1. The Americans built a prison where innocent people were held in small cages without charge for months and years. They put this prison at an off-shore location on Guantanamo Bay in order to circumvent the strict human rights standards of which of the following countries?

a. United States
b. China
c. Russia
d. North Korea

It's a test with only one question. If you get it wrong, there is little hope that you will ever come to terms with the contempt and disgust that the Americans have generated against themselves throughout the Muslim world. The point is that the Americans built the prison at Guantanamo in order to circumvent their own standards of justice.
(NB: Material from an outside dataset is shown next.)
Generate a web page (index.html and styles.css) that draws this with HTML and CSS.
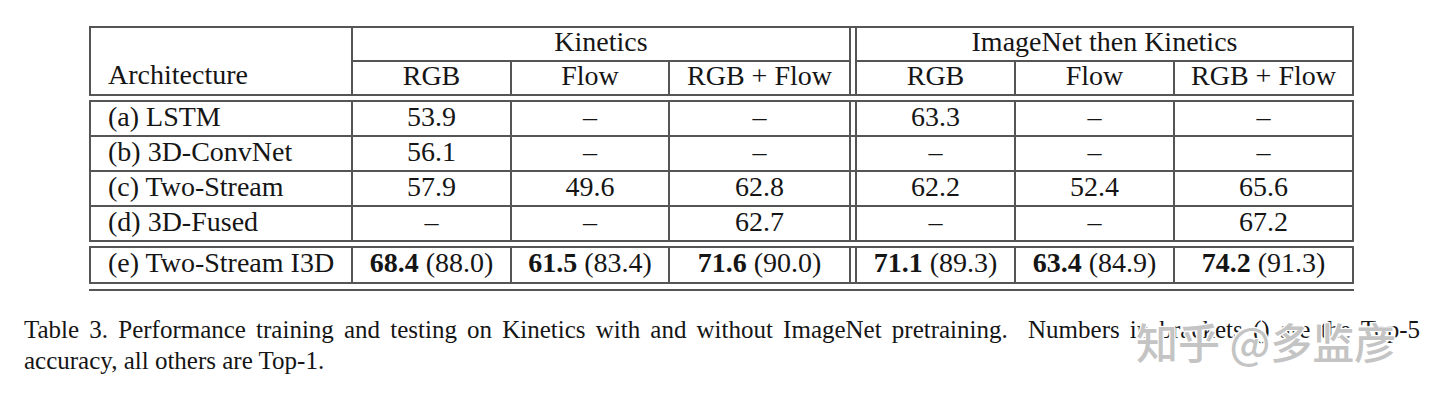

This hypocrisy has robbed the Americans of any right to speak out against human rights abuses in other countries. I am getting weary of hearing Americans say that terrorists do not deserve special treatment. Nobody likes terrorists (except dispossessed people who are angry at rich, powerful countries like America). But that is a different subject. I am not talking about terrorists. I am talking about innocent people. People who just happened to be in the wrong place at the wrong time. I remember when two Palestinian journalists were released after two years at Guantanamo. The were held for two years. For what? Writing articles critical of America? And one of Aljazeera's men was just released recently. It took the Americans six years to figure out that he was a camera man! There is no excuse for this kind of injustice. Of course we know there are real terrorists at Guantanamo. Nobody denies that. But this idea of rounding up a whole bunch of innocent people, and then picking out the bad apples one by one at one's leisure is something that would never be tolerated in the United States. Criminal procedure in every state in the country includes very strict laws about how long someone can be held without charge. China is not necessarily bound to such rules (see Education through Labor). Neither is Russia. And we don't even need to talk about North Korea. But America has always been different. Until Guantanamo.

I do not mean to suggest that it is appropriate for reporters to throw shoes at national leaders. The behavior he exhibited cannot, of course, be tolerated. And it was certainly unprofessional. A true journalist would pride himself in being able to write the message rather than throw it. Nevertheless, the reporter's message was timely and poignant. He was not just one isolated crank. He spoke for many, many people.